During the last ice age, extensive sea ice prevented oxygen from reaching waters in the deep ocean. This interference complicated the relationship between oxygen and carbon, according to a new study from Oregon State University.
“The sea ice is effectively like a closed window for the ocean,” said study co-author Andreas Schmittner. “The closed window keeps fresh air out; the sea ice acted as a barrier to keep oxygen from entering the ocean, like stale air in a room full of people. If you open the window, oxygen from outside can come in and the air is not as stale.”
The results of the research contradict previous ideas about the relationship between oxygen and carbon dioxide in deep ocean waters. A better understanding of this relationship will provide valuable insights into how the world’s oceans may respond to climate change, explained Schmittner.
The ocean plays an important role in the carbon cycle, in which carbon dioxide from the atmosphere dissolves in surface waters. Here, algae convert the carbon into organic matter, and respiration of that organic matter removes oxygen as carbon sinks to the deep ocean.
The process of transferring carbon from the surface waters to the deep ocean is called the biological pump.

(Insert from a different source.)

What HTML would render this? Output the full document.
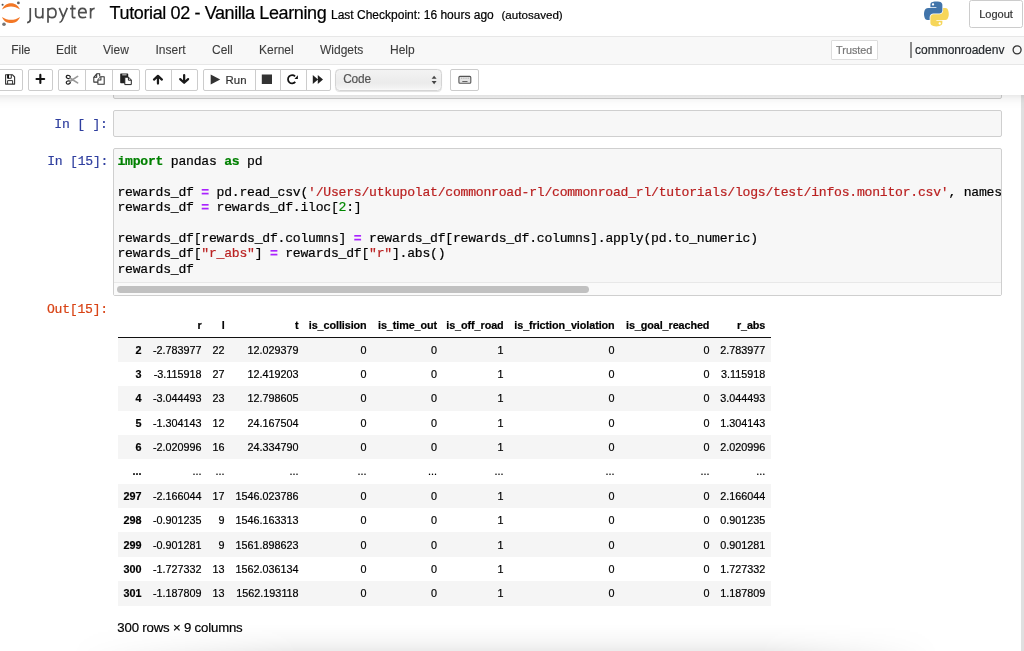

As temperatures rise, the ocean is losing oxygen – a trend that is expected to persist. This would lead scientists to expect higher oxygen concentrations during the last ice age when oceans were colder, said Schmittner, but sediment collected previously from below the sea floor shows lower oxygen levels in the deep ocean during that period.
To investigate, the researchers used modeling to calculate the lower oxygen levels in the deep ocean. The study revealed that disequilibrium played an important role in the carbon cycle. Deep ocean oxygen concentrations were reduced because surface waters were less equilibrated with the atmosphere.
According to Schmittner, the disequilibrium was a result of the vast sea ice mainly over the Southern Ocean, as well as higher iron fertilization from the ice age atmosphere, which was dustier.
This means that deep ocean oxygen levels are not just influenced by the biological pump process, but also by sea ice extent, just as a room’s air quality may change by the opening or closing of a window, said Schmittner. He noted that the method used for this study could also be applied to future climate modeling.
“Current models cannot separate effects from the biological pump on ocean oxygen from sea ice or other influences,” said Schmittner. “This changes our understanding of the process and the reasons for those changes.”
The study is published in the journal Nature Geoscience.